At the apex of the turn Sebastien Buemi asserts himself and passes Mike Conway back.  For some reason, Mike Conway has better control of the #7 sitting behind the sister car than he does while in the lead of the motor race.  Three laps before the pit stop, Buemi will have to really give that Toyota a thrashing.  As of now our class leaders are Toyota #7 in Hypercar, Racing Team Nederland Oreca #29 in LMP2, the #92 factory Porsche in GTE Pro, and the #777 D'station Racing Aston Martin in GTE Am.  We need to know why Alpine pitted early with their single entry?  We will hear the answer now from Matthieu Vaxiviere.

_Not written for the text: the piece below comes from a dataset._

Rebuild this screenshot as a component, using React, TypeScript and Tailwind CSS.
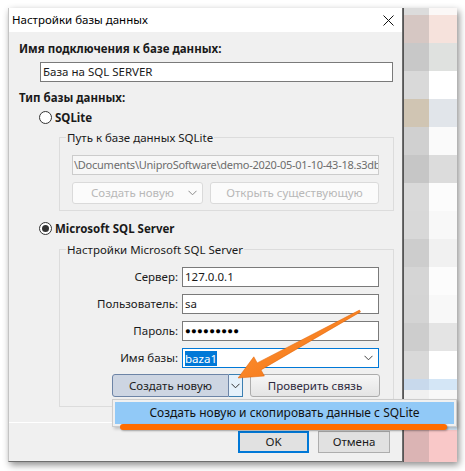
import React from "react"

// pixelated strip of the window behind the dialog: [height, left cell, right cell]
const backdrop: [string, string, string][] = [
  ["h-[7px]", "bg-[#dcdcdc]", "bg-[#fbf8f7]"],
  ["h-[28px]", "bg-[#d6c7c3]", "bg-[#f6e2dc]"],
  ["h-[28px]", "bg-[#c8c8c8]", "bg-[#dfe1df]"],
  ["h-[28px]", "bg-[#d9d9d9]", "bg-[#ffffff]"],
  ["h-[28px]", "bg-[#d0c5b3]", "bg-[#e1e5ea]"],
  ["h-[28px]", "bg-[#d0d0d0]", "bg-[#fafafa]"],
  ["h-[28px]", "bg-[#c6c6c6]", "bg-[#dcdcdc]"],
  ["h-[28px]", "bg-[#d9d9d9]", "bg-[#fcfcfc]"],
  ["h-[28px]", "bg-[#d8d8d8]", "bg-[#f8f8f8]"],
  ["h-[28px]", "bg-[#cdcdcd]", "bg-[#f1f1f1]"],
  ["h-[28px]", "bg-[#d5d5d5]", "bg-[#fcfcfc]"],
  ["h-[28px]", "bg-[#d4d4d4]", "bg-[#f8f8f8]"],
  ["h-[28px]", "bg-[#cdcdcd]", "bg-[#e4e4e4]"],
  ["h-[28px]", "bg-[#d9d9d9]", "bg-[#ffffff]"],
  ["h-[11px]", "bg-[#c8d9ec]", "bg-[#d4e6f6]"],
  ["h-[30px]", "bg-[#f0f0f0]", "bg-[#f8f8f8]"],
  ["h-[10px]", "bg-[#c8d9ec]", "bg-[#d4e6f6]"],
  ["h-[32px]", "bg-[#dbb4b4]", "bg-[#f9c8c8]"],
]

function Chevron({ className = "" }: { className?: string }) {
  return (
    <svg width="9" height="6" viewBox="0 0 9 6" className={className}>
      <path d="M0.5 0.8 L4.5 4.8 L8.5 0.8" fill="none" stroke="currentColor" strokeWidth="1" />
    </svg>
  )
}

function Radio({ checked }: { checked?: boolean }) {
  return (
    <span className="w-[13px] h-[13px] rounded-full border border-[#333] bg-white flex items-center justify-center shrink-0">
      {checked && <span className="w-[7px] h-[7px] rounded-full bg-[#333]" />}
    </span>
  )
}

function Field({ label, children, blue }: { label: string; children: React.ReactNode; blue?: boolean }) {
  return (
    <div className="flex items-center h-[20px]">
      <div className="w-[119px] text-right pr-[1px]">{label}</div>
      <div
        className={
          "ml-[3px] w-[197px] h-full bg-white border flex items-center px-[2px] " +
          (blue ? "border-[#0078d7]" : "border-[#7a7a7a]")
        }
      >
        {children}
      </div>
    </div>
  )
}

export default function App() {
  return (
    <div className="relative w-[465px] h-[471px] bg-white overflow-hidden font-['Noto_Sans',sans-serif] text-[11.5px] text-[#1a1a1a]">
      <div className="absolute left-[8px] top-[8px] flex w-[449px] h-[454px] shadow-[2px_3px_7px_rgba(0,0,0,0.45)]">
        {/* dialog */}
        <div className="w-[395px] h-full flex flex-col bg-[#f0f0f0] border-r border-b border-[#6e6e6e] border-l border-l-[#c4c4c4]">
          <div className="h-[24px] bg-white flex items-center justify-between pl-[3px] pr-[8px] shrink-0">
            <span className="text-[11.5px] text-black">Настройки базы данных</span>
            <svg width="11" height="11" viewBox="0 0 11 11">
              <path d="M0.5 0.5 L10.5 10.5 M10.5 0.5 L0.5 10.5" stroke="#111" strokeWidth="1" />
            </svg>
          </div>

          <div className="flex-1 flex flex-col pl-[10px]">
            <div className="mt-[9px] h-[15px] leading-[15px] font-bold">Имя подключения к базе данных:</div>
            <div className="mt-[6px] ml-[21px] w-[353px] h-[20px] bg-white border border-[#7a7a7a] flex items-center px-[2px]">
              База на SQL SERVER
            </div>
            <div className="mt-[8px] h-[15px] leading-[15px] font-bold">Тип базы данных:</div>

            <div className="mt-[5px] ml-[20px] h-[15px] flex items-center gap-[3px] font-bold">
              <Radio />
              <span>SQLite</span>
            </div>

            <fieldset className="mt-[5px] ml-[40px] w-[335px] border border-[#dcdcdc] pb-[6px]">
              <legend className="ml-[6px] px-[1px] leading-[15px] text-[#1a1a1a]">Путь к базе данных SQLite</legend>
              <div className="mt-[10px] ml-[12px] w-[307px] h-[20px] border border-[#cccccc] bg-[#f7f7f7] text-[#6d6d6d] text-[11px] tracking-[-0.25px] flex items-center px-[1px] whitespace-nowrap overflow-hidden">
                \Documents\UniproSoftware\demo-2020-05-01-10-43-18.s3db
              </div>
              <div className="mt-[7px] ml-[12px] flex gap-[7px] h-[22px] text-[#b8b8b8]">
                <div className="w-[131px] h-full rounded-[3px] border border-[#dadada] bg-[#fbfbfb] flex items-center relative">
                  <span className="flex-1 text-center pr-[10px]">Создать новую</span>
                  <Chevron className="absolute right-[5px] text-[#8a8a8a]" />
                </div>
                <div className="w-[169px] h-full rounded-[3px] border border-[#dadada] bg-[#fbfbfb] flex items-center justify-center">
                  Открыть существующую
                </div>
              </div>
            </fieldset>

            <div className="mt-[10px] ml-[20px] h-[15px] flex items-center gap-[3px] font-bold">
              <Radio checked />
              <span>Microsoft SQL Server</span>
            </div>

            <fieldset className="mt-[6px] ml-[40px] w-[335px] border border-[#dcdcdc] pb-[9px]">
              <legend className="ml-[6px] px-[1px] leading-[15px]">Настройки Microsoft SQL Server</legend>
              <div className="mt-[10px] flex flex-col gap-[7px]">
                <Field label="Сервер:">127.0.0.1</Field>
                <Field label="Пользователь:">sa</Field>
                <Field label="Пароль:">
                  <span className="text-[9.5px] tracking-[0.3px] text-black">●●●●●●●●●</span>
                </Field>
                <Field label="Имя базы:" blue>
                  <span className="bg-[#0078d7] text-white leading-[15px]">baza1</span>
                  <Chevron className="ml-auto mr-[3px] text-[#444]" />
                </Field>
              </div>
              <div className="mt-[6px] ml-[52px] flex gap-[7px] h-[23px]">
                <div className="w-[131px] h-full flex">
                  <div className="flex-1 rounded-l-[3px] border border-[#6d84a6] bg-[#cdd5e2] flex items-center justify-center text-[#222]">
                    Создать новую
                  </div>
                  <div className="w-[14px] border border-l-0 border-[#3c7fb1] bg-[#e5f1fb] flex items-center justify-center text-[#333]">
                    <Chevron />
                  </div>
                </div>
                <div className="w-[130px] h-full rounded-[3px] border border-[#acacac] bg-gradient-to-b from-[#f6f6f6] to-[#e4e4e4] flex items-center justify-center text-[#2e2a40]">
                  Проверить связь
                </div>
              </div>
            </fieldset>
          </div>

          <div className="h-[39px] shrink-0 border-t border-white flex justify-end gap-[9px] pt-[8px] pr-[12px]">
            <div className="w-[71px] h-[22px] bg-[#e1e1e1] border-2 border-[#0078d7] flex items-center justify-center">OK</div>
            <div className="w-[72px] h-[22px] bg-[#e1e1e1] border border-[#adadad] flex items-center justify-center">Отмена</div>
          </div>
        </div>

        {/* window behind */}
        <div className="flex-1 flex flex-col border-l border-[#555]">
          {backdrop.map(([h, a, b], i) => (
            <div key={i} className={"flex " + h}>
              <div className={"w-[25px] " + a} />
              <div className={"flex-1 " + b} />
            </div>
          ))}
        </div>
      </div>

      {/* dropdown menu of the split button */}
      <div className="absolute left-[112px] top-[399px] w-[345px] h-[28px] bg-[#f0f0f0] border border-[#cccccc] shadow-[2px_2px_3px_rgba(0,0,0,0.2)] p-[2px]">
        <div className="h-full bg-[#91c9f7] flex items-center justify-center text-[12px] text-[#111]">
          Создать новую и скопировать данные с SQLite
        </div>
      </div>

      {/* orange highlight underline */}
      <div className="absolute left-[120px] top-[424px] w-[327px] h-[6px] rounded-full bg-[#ff6d00] shadow-[1px_1px_2px_rgba(0,0,0,0.3)]" />

      {/* orange pointer arrow */}
      <svg className="absolute left-0 top-0 pointer-events-none" width="465" height="471" viewBox="0 0 465 471">
        <defs>
          <linearGradient id="arrowFill" x1="0" y1="0" x2="1" y2="1">
            <stop offset="0" stopColor="#ff9a3c" />
            <stop offset="1" stopColor="#f26c0c" />
          </linearGradient>
        </defs>
        <polygon
          points="360.5,311.9 261.0,369.9 264.4,376.0 238.1,378.0 253.8,356.8 257.2,362.9 359.5,310.1"
          fill="url(#arrowFill)"
          stroke="#e06000"
          strokeWidth="0.5"
          strokeLinejoin="round"
        />
      </svg>
    </div>
  )
}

Vaxiviere says that their fuel strategy was why they pitted.  The contact we saw earlier didn't contribute to their decision to pit.  Vaxiviere says the car is not putting the power down the way he wants it to.  They did not have the perfect start, but Alpine are still hopeful and confident they can catch the Toyota's.  Speaking of Toyota, now we see the #7 in the pit lane.  Having been put behind the eight ball slightly, does Conway come in to pit or is his decision based on team strategy?  He is in the pit lane now for fuel and tires.  He won't have new tires.  Just more fuel weight.  No new tires.  You trundle down the pit lane and have dust and sand and other rubbish to deal with.  Maybe Toyota will just put left side tires on the car.

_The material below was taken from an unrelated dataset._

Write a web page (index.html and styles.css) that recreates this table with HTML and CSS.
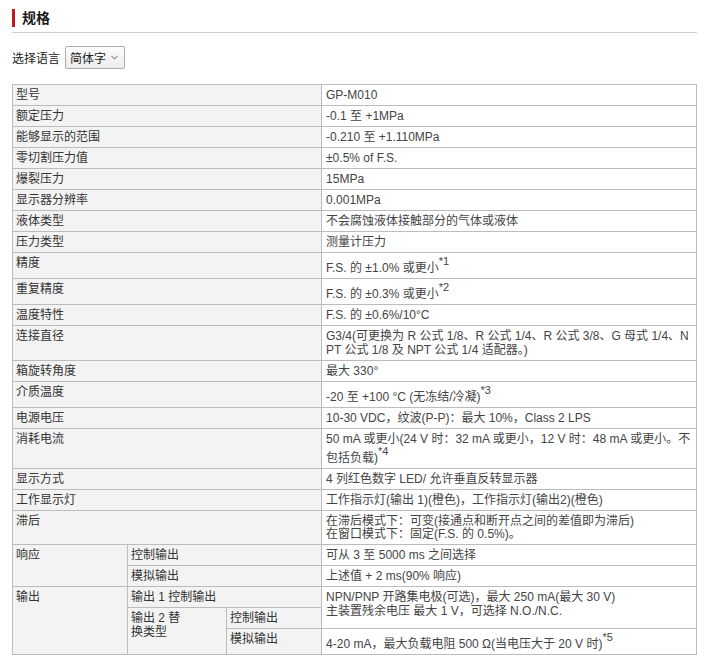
FILE: index.html
```html
<!DOCTYPE html>
<html lang="zh-CN">
<head>
<meta charset="utf-8">
<title>规格</title>
<link rel="stylesheet" href="styles.css">
</head>
<body>
<div class="page">
  <div class="head">
    <h2 class="title">规格</h2>
  </div>
  <div class="lang">
    <span class="lang-label">选择语言</span>
    <span class="select"><span class="select-text">简体字</span><svg class="chev" width="7" height="5" viewBox="0 0 7 5"><path d="M0.5 1 L3.5 4 L6.5 1" fill="none" stroke="#999" stroke-width="1.2"/></svg></span>
  </div>
  <table class="spec">
    <colgroup><col class="c1"><col class="c2"><col class="c3"><col class="c4"></colgroup>
    <tr><th colspan="3">型号</th><td>GP-M010</td></tr>
    <tr><th colspan="3">额定压力</th><td>-0.1 至 +1MPa</td></tr>
    <tr><th colspan="3">能够显示的范围</th><td>-0.210 至 +1.110MPa</td></tr>
    <tr><th colspan="3">零切割压力值</th><td>±0.5% of F.S.</td></tr>
    <tr><th colspan="3">爆裂压力</th><td>15MPa</td></tr>
    <tr><th colspan="3">显示器分辨率</th><td>0.001MPa</td></tr>
    <tr><th colspan="3">液体类型</th><td>不会腐蚀液体接触部分的气体或液体</td></tr>
    <tr><th colspan="3">压力类型</th><td>测量计压力</td></tr>
    <tr><th colspan="3">精度</th><td>F.S. 的 ±1.0% 或更小<sup>*1</sup></td></tr>
    <tr><th colspan="3">重复精度</th><td>F.S. 的 ±0.3% 或更小<sup>*2</sup></td></tr>
    <tr><th colspan="3">温度特性</th><td>F.S. 的 ±0.6%/10°C</td></tr>
    <tr><th colspan="3">连接直径</th><td>G3/4(可更换为 R 公式 1/8、R 公式 1/4、R 公式 3/8、G 母式 1/4、NPT 公式 1/8 及 NPT 公式 1/4 适配器。)</td></tr>
    <tr><th colspan="3">箱旋转角度</th><td>最大 330°</td></tr>
    <tr><th colspan="3">介质温度</th><td>-20 至 +100 °C (无冻结/冷凝)<sup>*3</sup></td></tr>
    <tr><th colspan="3">电源电压</th><td>10-30 VDC，纹波(P-P)：最大 10%，Class 2 LPS</td></tr>
    <tr><th colspan="3">消耗电流</th><td>50 mA 或更小(24 V 时：32 mA 或更小，12 V 时：48 mA 或更小。不包括负载)<sup>*4</sup></td></tr>
    <tr><th colspan="3">显示方式</th><td>4 列红色数字 LED/ 允许垂直反转显示器</td></tr>
    <tr><th colspan="3">工作显示灯</th><td>工作指示灯(输出 1)(橙色)，工作指示灯(输出2)(橙色)</td></tr>
    <tr><th colspan="3">滞后</th><td class="tight">在滞后模式下：可变(接通点和断开点之间的差值即为滞后)<br>在窗口模式下：固定(F.S. 的 0.5%)。</td></tr>
    <tr><th rowspan="2">响应</th><th colspan="2">控制输出</th><td>可从 3 至 5000 ms 之间选择</td></tr>
    <tr><th colspan="2">模拟输出</th><td>上述值 + 2 ms(90% 响应)</td></tr>
    <tr><th rowspan="3">输出</th><th colspan="2">输出 1 控制输出</th><td rowspan="2">NPN/PNP 开路集电极(可选)，最大 250 mA(最大 30 V)<br>主装置残余电压 最大 1 V，可选择 N.O./N.C.</td></tr>
    <tr><th rowspan="2">输出 2 替<br>换类型</th><th>控制输出</th></tr>
    <tr><th>模拟输出</th><td>4-20 mA，最大负载电阻 500 Ω(当电压大于 20 V 时)<sup>*5</sup></td></tr>
  </table>
</div>
</body>
</html>
```

FILE: styles.css
```css
html, body {
  margin: 0;
  padding: 0;
  background: #fff;
}

body {
  font-family: "Liberation Sans", "Noto Sans CJK SC", sans-serif;
  font-size: 12px;
  color: #333;
}

.page {
  padding: 9px 8px 0 12px;
}

.head {
  padding-bottom: 5px;
  border-bottom: 1px solid #cfcfcf;
}

.title {
  margin: 0;
  height: 18px;
  line-height: 18px;
  border-left: 3px solid #c4161c;
  padding-left: 7px;
  font-size: 14px;
  font-weight: bold;
  color: #1a1a1a;
}

.lang {
  display: flex;
  align-items: center;
  gap: 5px;
  margin-top: 13px;
  height: 23px;
}

.lang-label {
  color: #222;
}

.select {
  display: flex;
  align-items: center;
  justify-content: space-between;
  box-sizing: border-box;
  width: 60px;
  height: 23px;
  padding: 0 6px 0 4px;
  border: 1px solid #adadad;
  border-radius: 2px;
  background: linear-gradient(#fdfdfd, #ececec);
  color: #222;
}

.spec {
  margin-top: 15px;
  width: 684px;
  border-collapse: collapse;
  table-layout: fixed;
}

.c1 { width: 115px; }
.c2 { width: 99px; }
.c3 { width: 95px; }
.c4 { width: 375px; }

.spec th,
.spec td {
  border: 1px solid #bcbcbc;
  padding: 3px 3px 3px 3px;
  line-height: 14px;
  vertical-align: top;
  text-align: left;
  font-weight: normal;
}

.spec th {
  background: #f3f3f3;
  color: #333;
}

.spec td {
  background: #fff;
  color: #444;
  padding-left: 4px;
  word-break: break-all;
}

.spec td.tight {
  line-height: 13px;
  padding-top: 4px;
}

.spec sup {
  font-size: 11px;
  line-height: 11px;
  vertical-align: 7px;
}
```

Do they think they have a slow puncture somewhere?  Ah.  Left side tires only.  Just two tires for Toyota #7.  Will we see this from #8?  The wheel didn't go on correctly.  But now it is fine.  That left rear was slow.  The gap is gone.  The #8 car can just do a clean and easy stop and take the stress away.  Toyota is one team, but you can bet that both pit crews want to win.  Each tire has a computer chip in it, an RFID chip.  These tires have done just t two laps in qualifying and here is #8.  So, the #7 boys are on the back foot.  Driver change in #8.  Brendon Hartley, the man who takes over the #8 Toyota for this driving stint.

Tires and fuel.  #8 is having slight trouble on the left rear, but not as bad as we saw with #7.  Nicolas Lapierre takes over the #36 Alpine A480 Hypercar in third place.  Lapierre runs wide through turn 13 and through the last corner before coming up to start another lap.  It is hard to get cars to the apex at this particular circuit.  Toyota are debriefing about how to improve their pit stops for the rest of the race.  A good scrap is brewing in GTE-Am as we see the #98 Aston Martin with Paul Dalla Lana driving, being challenged by Egidio Perfetti in the #56 Team Project 1 Mentos sponsored pPorsche.  That is one brand made by Perfetti's candy company.  He is the CEO of the company that makes Mentos mint candies.

With his tire troubles earlier in the game, Dalla Lana has backed himself up to where Perfetti is on the road.  Perfetti now runs 15 seconds in-arrears of the other Aston Martin, the #777 D'station entry with Tomonobu Fujii at the controls.  One step forward but two steps back for Paul Dalla Lana at this stage.  If you take too much out of the gap to another car, I'm sorry, but no matter how long the race is, you just can't gain back the time.  It's no different than locking up the brakes and missing the apex of the corner.  Just forget your mistakes and control and manage the gap.  That's what you need to do.  During a race, a driver must have a very short memory.

Every lap is different.  Driver change for the GTE-Am points leading #83 AF Corse Ferrari as Alessio Rovera, the Italian, takes over.  That is the first GTE-Am entry we have seen that makes a regular pit stop, a scheduled one.  Single stints in this race are the order of the day at least in GTE-Am.  This race is going to end in daylight unlike next weekend's finale here in Bahrain which is slated to race into the hours of darkness and under the floodlights.  Now we see damage to the #20 High Class Racing LMP2 machine.  How did that get there?